Which makes the great, gulping, blatant silence from Massimo Cellino troubling rather than pleasing as Leeds United prepare, united, to meet their Christmas fates. Players, management and fans are all pulling in the same direction, edging up closer to the Premier League, and all we know of Massimo Cellino’s direction is what Andrea Radrizzani told us this week. It’s the opposite direction to ours: half out as soon as possible, the other half out in the summer.
We can speculate plenty about why the proposed deal is being structured that way, but the nearer need is to understand its impact on the club and the season. Players, management and fans together are exceeding all expectations and making Leeds United feel like, well, something like the club it once was. But then, in the boardroom, the 100% owner could soon be 50% out, sharing space with a newcomer in a situation that creates 100% more doubt, even if the newcomer’s intentions are 100% unifying, because he can only exert 50% of his will. When you want everybody to be ?, that’s a lot of division.
And that’s why this is, more than ever, Massimo Cellino’s time to go. The team is doing better than at any point during in his ownership. Crowds are up, atmosphere is improved, players are better, management is better — on and off the pitch. And he wants to go. Or does he? A greater uncertainty than the proposed half-sale to Radrizzani has always been the uncertainty of Cellino’s own mind, and that’s strike two for getting him gone: can we ever trust someone to come with us in one serious direction, who has such a long record of petulant 180s?
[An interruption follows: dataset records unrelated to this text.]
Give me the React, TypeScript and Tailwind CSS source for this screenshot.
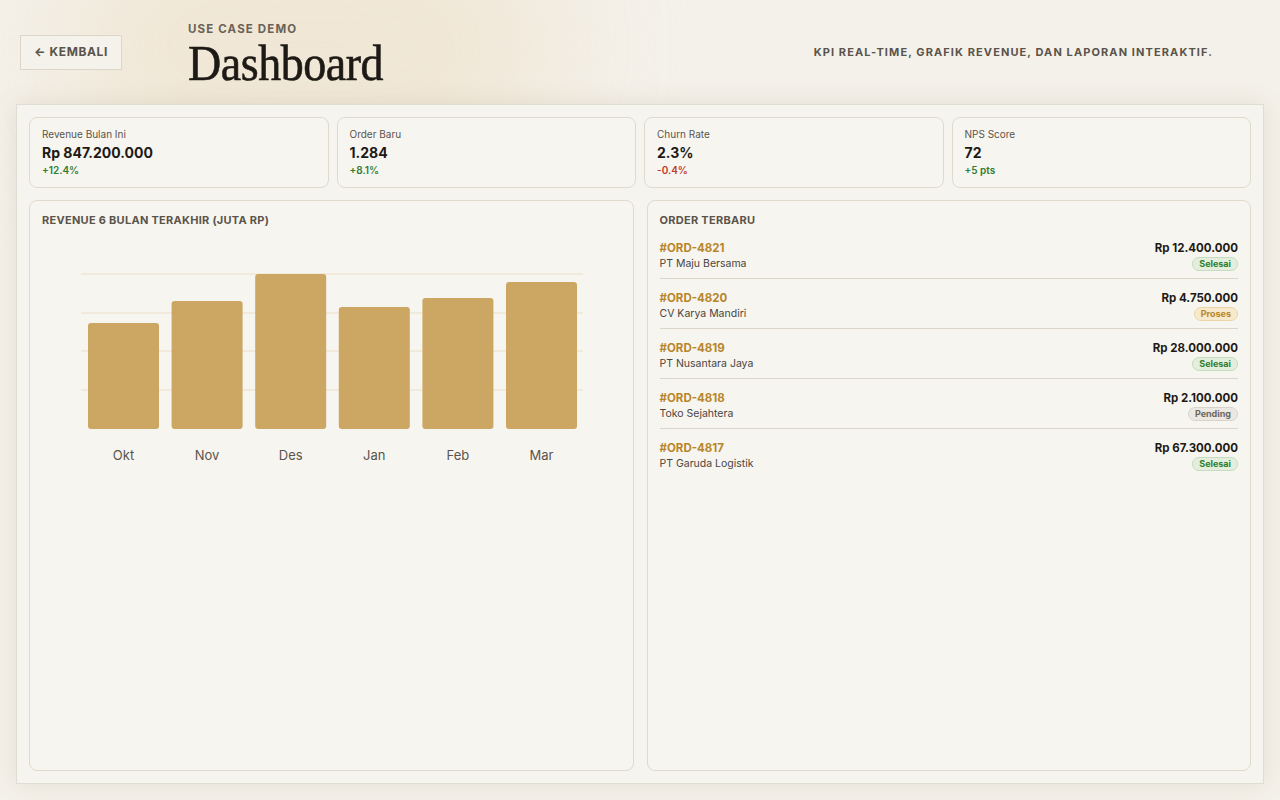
const kpis = [
  { l: "Revenue Bulan Ini", v: "Rp 847.200.000", d: "+12.4%", c: "text-[#2f7d32]" },
  { l: "Order Baru", v: "1.284", d: "+8.1%", c: "text-[#2f7d32]" },
  { l: "Churn Rate", v: "2.3%", d: "-0.4%", c: "text-[#c0392b]" },
  { l: "NPS Score", v: "72", d: "+5 pts", c: "text-[#2f7d32]" },
];
const orders = [
  ["#ORD-4821", "PT Maju Bersama", "Rp 12.400.000", "Selesai"],
  ["#ORD-4820", "CV Karya Mandiri", "Rp 4.750.000", "Proses"],
  ["#ORD-4819", "PT Nusantara Jaya", "Rp 28.000.000", "Selesai"],
  ["#ORD-4818", "Toko Sejahtera", "Rp 2.100.000", "Pending"],
  ["#ORD-4817", "PT Garuda Logistik", "Rp 67.300.000", "Selesai"],
];
const badge: Record<string, string> = {
  Selesai: "bg-[#e3efdc] text-[#2f7d32] border-[#c5dcc0]",
  Proses: "bg-[#f6e9cc] text-[#b8862a] border-[#ecd6a6]",
  Pending: "bg-[#ebe8e2] text-[#6b665e] border-[#d8d4cc]",
};
const bars = [
  ["Okt", 322], ["Nov", 300], ["Des", 273], ["Jan", 306], ["Feb", 297], ["Mar", 281],
] as const;

export default function App() {
  return (
    <div className="w-[1280px] h-[800px] bg-[#f4f1ea] relative overflow-hidden" style={{ fontFamily: "Inter, 'Noto Sans', sans-serif" }}>
      <div className="absolute left-[60px] top-[-80px] w-[500px] h-[250px] rounded-full bg-[#efe4d0] blur-3xl opacity-80" />
      <div className="relative flex items-center h-[104px] px-5">
        <button className="w-[102px] h-[35px] border border-[#dcd6ca] bg-[#f5f2eb] text-[12px] font-bold tracking-wider text-[#5a544b] flex items-center justify-center gap-1">← KEMBALI</button>
        <div className="ml-[66px] mt-[8px]">
          <div className="text-[11.5px] font-bold tracking-[0.1em] text-[#6a6256] leading-none">USE CASE DEMO</div>
          <div className="text-[50px] leading-none text-[#1d1a16] mt-[3px] tracking-[-0.01em] scale-x-[0.92] origin-left [-webkit-text-stroke:0.6px_#1d1a16]" style={{ fontFamily: "'Liberation Serif', serif" }}>Dashboard</div>
        </div>
        <div className="ml-auto mr-[47px] text-[11px] font-bold tracking-[0.1em] text-[#5a544b]">KPI REAL-TIME, GRAFIK REVENUE, DAN LAPORAN INTERAKTIF.</div>
      </div>
      <div className="relative mx-4 h-[680px] border border-[#e2ddd3] bg-[#f6f4ee] shadow-[0_0_24px_rgba(120,100,60,0.12)] px-[12px] pt-[12px] pb-[12px] flex flex-col gap-[12px]">
        <div className="grid grid-cols-4 gap-[8px]">
          {kpis.map((k) => (
            <div key={k.l} className="h-[71px] rounded-lg border border-[#e0dacd] bg-[#f7f5f0] px-3 pt-[11px]">
              <div className="text-[10px] text-[#5a544b] leading-none">{k.l}</div>
              <div className="text-[14px] font-bold text-[#1d1a16] mt-[7px] leading-none">{k.v}</div>
              <div className={`text-[10px] font-semibold mt-[5px] leading-none ${k.c}`}>{k.d}</div>
            </div>
          ))}
        </div>
        <div className="flex-1 grid grid-cols-2 gap-[13px]">
          <div className="rounded-lg border border-[#e0dacd] bg-[#f7f5f0] px-3 pt-[11px]">
            <div className="text-[11px] font-bold tracking-wide text-[#5a544b]">REVENUE 6 BULAN TERAKHIR (JUTA RP)</div>
            <svg width="580" height="250" className="mt-[-6px] ml-[-12px]" viewBox="29 222 580 250">
              {[273, 312, 350, 389].map((y) => (
                <line key={y} x1="80" x2="582" y1={y} y2={y} stroke="#efe6d6" strokeWidth="1.5" />
              ))}
              {bars.map(([m, t], i) => {
                const x = 87 + i * 83.6;
                return (
                  <g key={m}>
                    <rect x={x} y={t} width="71" height={428 - t} rx="3" fill="#cba763" />
                    <text x={x + 35.5} y="459" textAnchor="middle" fontSize="13" fill="#5a544b" fontFamily="Inter, sans-serif">{m}</text>
                  </g>
                );
              })}
            </svg>
          </div>
          <div className="rounded-lg border border-[#e0dacd] bg-[#f7f5f0] px-3 pt-[11px]">
            <div className="text-[11px] font-bold tracking-wide text-[#5a544b]">ORDER TERBARU</div>
            <div className="mt-[12px] flex flex-col gap-[12px]">
              {orders.map((o, i) => (
                <div key={o[0]} className={`flex justify-between ${i < 4 ? "border-b border-[#dcd6ca] pb-[7px]" : ""}`}>
                  <div>
                    <div className="text-[11.5px] font-bold text-[#b8862a] leading-[14px]">{o[0]}</div>
                    <div className="text-[10.5px] text-[#4a453e] mt-[2px] leading-[14px]">{o[1]}</div>
                  </div>
                  <div className="flex flex-col items-end">
                    <div className="text-[11.5px] font-bold text-[#1d1a16] leading-[14px]">{o[2]}</div>
                    <div className={`mt-[2px] text-[9px] font-bold px-[6px] rounded-full border leading-[12px] ${badge[o[3]]}`}>{o[3]}</div>
                  </div>
                </div>
              ))}
            </div>
          </div>
        </div>
      </div>
    </div>
  );
}
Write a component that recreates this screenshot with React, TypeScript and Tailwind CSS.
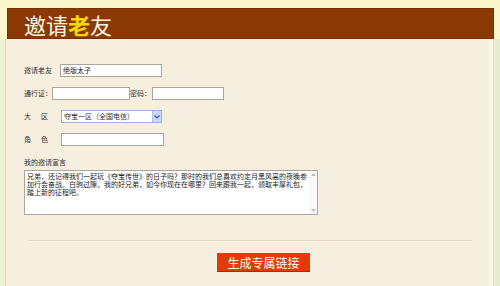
import React from 'react';

const font = { fontFamily: '"Noto Sans CJK SC", "Noto Sans", sans-serif' };

const Field: React.FC<{ className: string; value?: string }> = ({ className, value }) => (
    <div className={`h-[13px] bg-white border border-[#aaa69a] text-[7px] leading-[11px] pl-[2px] text-[#222] ${className}`}>
        {value}
    </div>
);

export default function App() {
    return (
        <div className="w-[500px] h-[286px] overflow-hidden bg-[#fcf6cc] flex flex-col text-[#333]" style={font}>
            <div className="h-[39px] pt-[8px] pl-[7px] pr-[6px]">
                <div className="h-[31px] bg-[#8a3904] border border-[#7a2f00] pl-[16px] flex items-center">
                    <span className="text-[22px] leading-none text-[#fdf4e4] tracking-[0px]">
                        邀请<span className="text-[#ffd800] font-bold">老</span>友
                    </span>
                </div>
            </div>
            <div className="flex flex-1">
                <div className="w-[5px] bg-[#ecf0d5]" />
                <div className="w-[1px] bg-[#dcdcba]" />
                <div className="flex-1 bg-[#f6efdf] pl-[18px] flex flex-col">
                    <div className="mt-[25px] flex items-center h-[13px]">
                        <span className="text-[7px] w-[36px]">邀请老友</span>
                        <Field className="w-[102px]" value="绝版太子" />
                    </div>
                    <div className="mt-[10px] flex items-center h-[13px]">
                        <span className="text-[7px] w-[28px]">通行证：</span>
                        <Field className="w-[78px]" />
                        <span className="text-[7px] w-[22px]">密码：</span>
                        <Field className="w-[72px]" />
                    </div>
                    <div className="mt-[10px] flex items-center h-[13px]">
                        <span className="text-[7px] w-[37px] flex justify-between pr-[13px]"><span>大</span><span>区</span></span>
                        <div className="w-[101px] h-[13px] bg-white border border-[#9fb5d8] flex items-center text-[7px] pl-[2px]">
                            <span className="flex-1">夺宝一区（全国电信）</span>
                            <span className="w-[9px] h-[11px] bg-[#c8d7f4] border-l border-[#b0c4ea] flex items-center justify-center">
                                <svg width="6" height="4" viewBox="0 0 6 4"><path d="M0.5 0.5 L3 3 L5.5 0.5" stroke="#3a5aa8" strokeWidth="1.2" fill="none" /></svg>
                            </span>
                        </div>
                    </div>
                    <div className="mt-[10px] flex items-center h-[13px]">
                        <span className="text-[7px] w-[37px] flex justify-between pr-[13px]"><span>角</span><span>色</span></span>
                        <Field className="w-[103px]" />
                    </div>
                    <div className="mt-[12px] text-[7px] leading-[9px]">我的邀请宣言</div>
                    <div className="mt-[3px] w-[294px] h-[45px] bg-white border border-[#aaa69a] flex">
                        <div className="flex-1 text-[7px] leading-[8px] pl-[2px] pt-[1px] text-[#222]">
                            兄弟，还记得我们一起玩《夺宝传世》的日子吗？那时的我们总喜欢约定月黑风高的夜晚参加行会奋战。白驹过隙，我的好兄弟，如今你现在在哪里？回来跟我一起，领取丰厚礼包，踏上新的征程吧。
                        </div>
                        <div className="w-[8px] bg-[#f8f8f8] flex flex-col justify-between items-center py-[2px]">
                            <svg width="5" height="3" viewBox="0 0 5 3"><path d="M0 3 L2.5 0 L5 3 Z" fill="#c0c0c0" /></svg>
                            <svg width="5" height="3" viewBox="0 0 5 3"><path d="M0 0 L2.5 3 L5 0 Z" fill="#c0c0c0" /></svg>
                        </div>
                    </div>
                    <div className="mt-[25px] mr-[17px] ml-[3px] h-[2px] border-t border-[#e6dcc6] bg-[#faf5e8]" />
                    <div className="mt-[11px] ml-[193px] w-[93px] h-[19px] bg-[#e23c06] border-b border-[#b02800] text-white text-[12px] leading-[19px] text-center">
                        生成专属链接
                    </div>
                </div>
                <div className="w-[4px] bg-[#faf6e6]" />
                <div className="w-[1px] bg-[#e2dfc4]" />
                <div className="w-[6px] bg-[#e9edd0]" />
            </div>
        </div>
    );
}
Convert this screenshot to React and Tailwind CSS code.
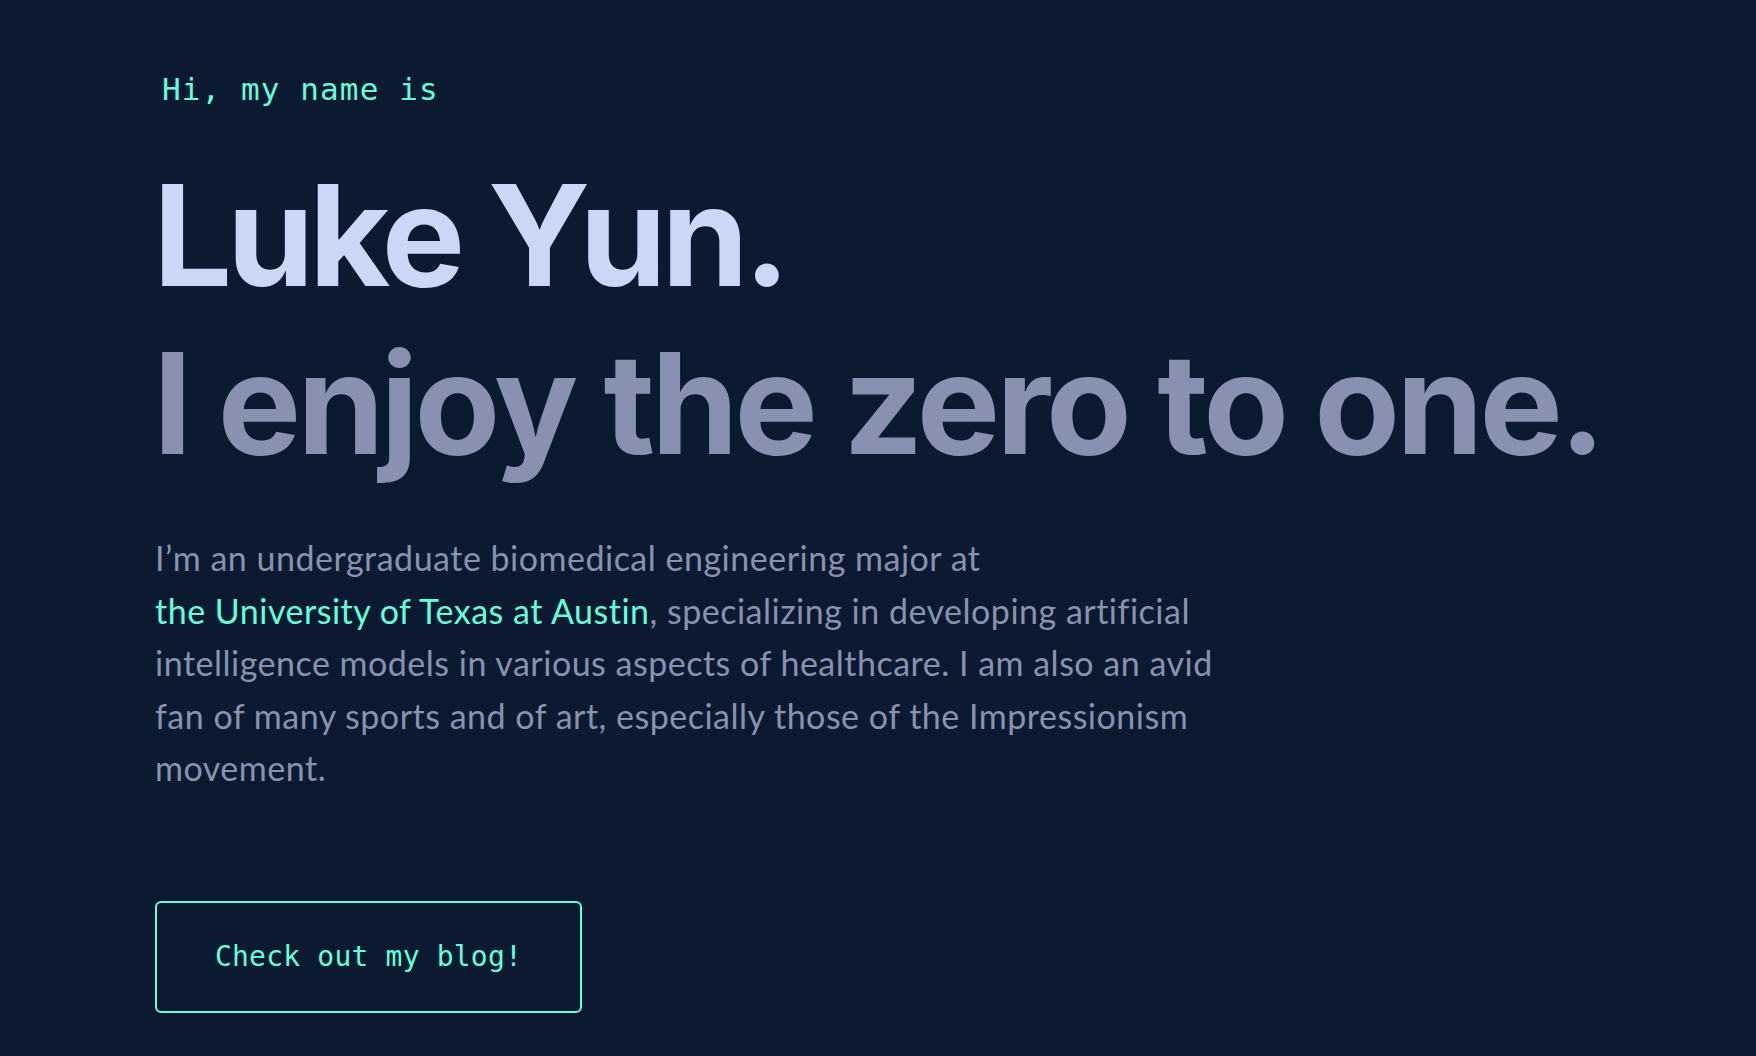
export default function App() {
  return (
    <main className="min-h-[1056px] w-full bg-[#0b1a30] pl-[155px] pt-[74px]">
      <section className="flex flex-col items-start">
        <p className="ml-[7px] mb-[53px] font-['DejaVu_Sans_Mono',monospace] text-[31px] leading-none tracking-[1.1px] text-[#64ffda]">
          Hi, my name is
        </p>
        <h1 className="ml-[-2px] font-['Inter',sans-serif] text-[140px] font-bold leading-[1.1] tracking-[-5.2px] text-[#ccd6f6]">
          Luke Yun.
        </h1>
        <h2 className="ml-[-2px] mt-[14px] font-['Inter',sans-serif] text-[140px] font-bold leading-[1.1] tracking-[-3.9px] text-[#8892b0]">
          I enjoy the zero to one.
        </h2>
        <p className="mt-[52px] max-w-[1100px] font-['Lato',sans-serif] text-[34px] leading-[52.6px] tracking-[0.5px] text-[#8892b0]">
          I’m an undergraduate biomedical engineering major at{' '}
          <a href="#" className="inline-block text-[#64ffda]">
            the University of Texas at Austin
          </a>
          , specializing in developing artificial intelligence models in various aspects of healthcare. I am also an avid
          fan of many sports and of art, especially those of the Impressionism movement.
        </p>
        <a
          href="#"
          className="mt-[106px] rounded-[6px] border-2 border-[#64ffda] px-[58px] py-[38px] font-['DejaVu_Sans_Mono',monospace] text-[28px] leading-[32px] tracking-[0.2px] text-[#64ffda]"
        >
          Check out my blog!
        </a>
      </section>
    </main>
  )
}
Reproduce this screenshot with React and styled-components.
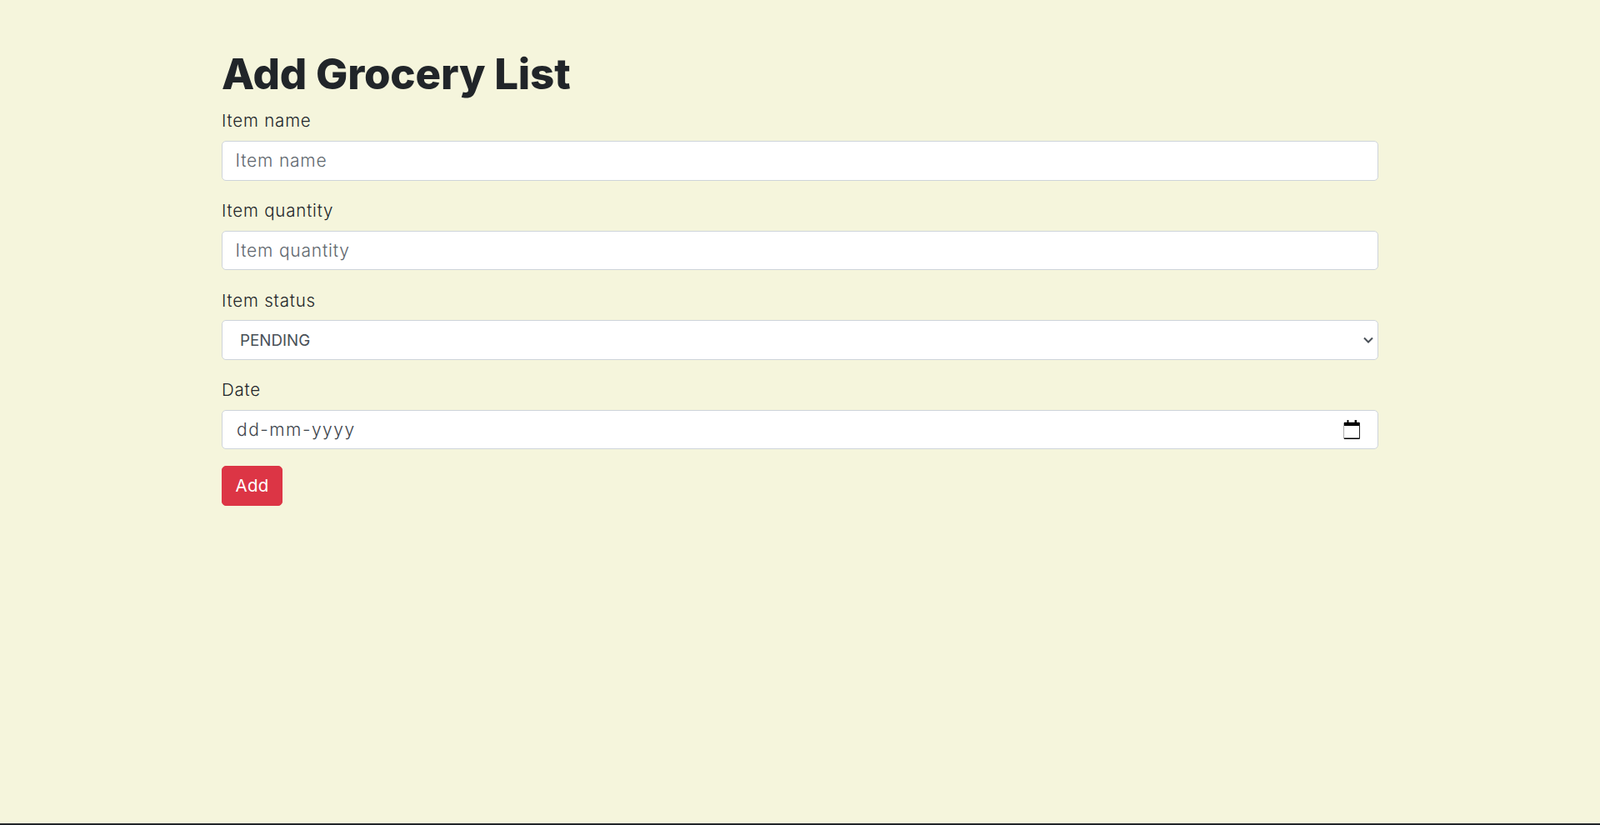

Another Cellino spin about Radrizzani wouldn’t help now. A full Steve Thompson on Pep Clotet wouldn’t help now. To let Pontus go, like Howson was forced to go, to Snodgrass and Grayson’s and everyone’s chagrin; that would be unhelpful. And there Cellino — or someone — has to deliver.
Leeds can deliver, either this season or, with momentum and stability and focus on the football, in the next. And unity: players, management, fans, and boardroom. The last is what has always let us down before. With Massimo Cellino in it, in whatever frame of mind, we’ll always risk it letting us down again.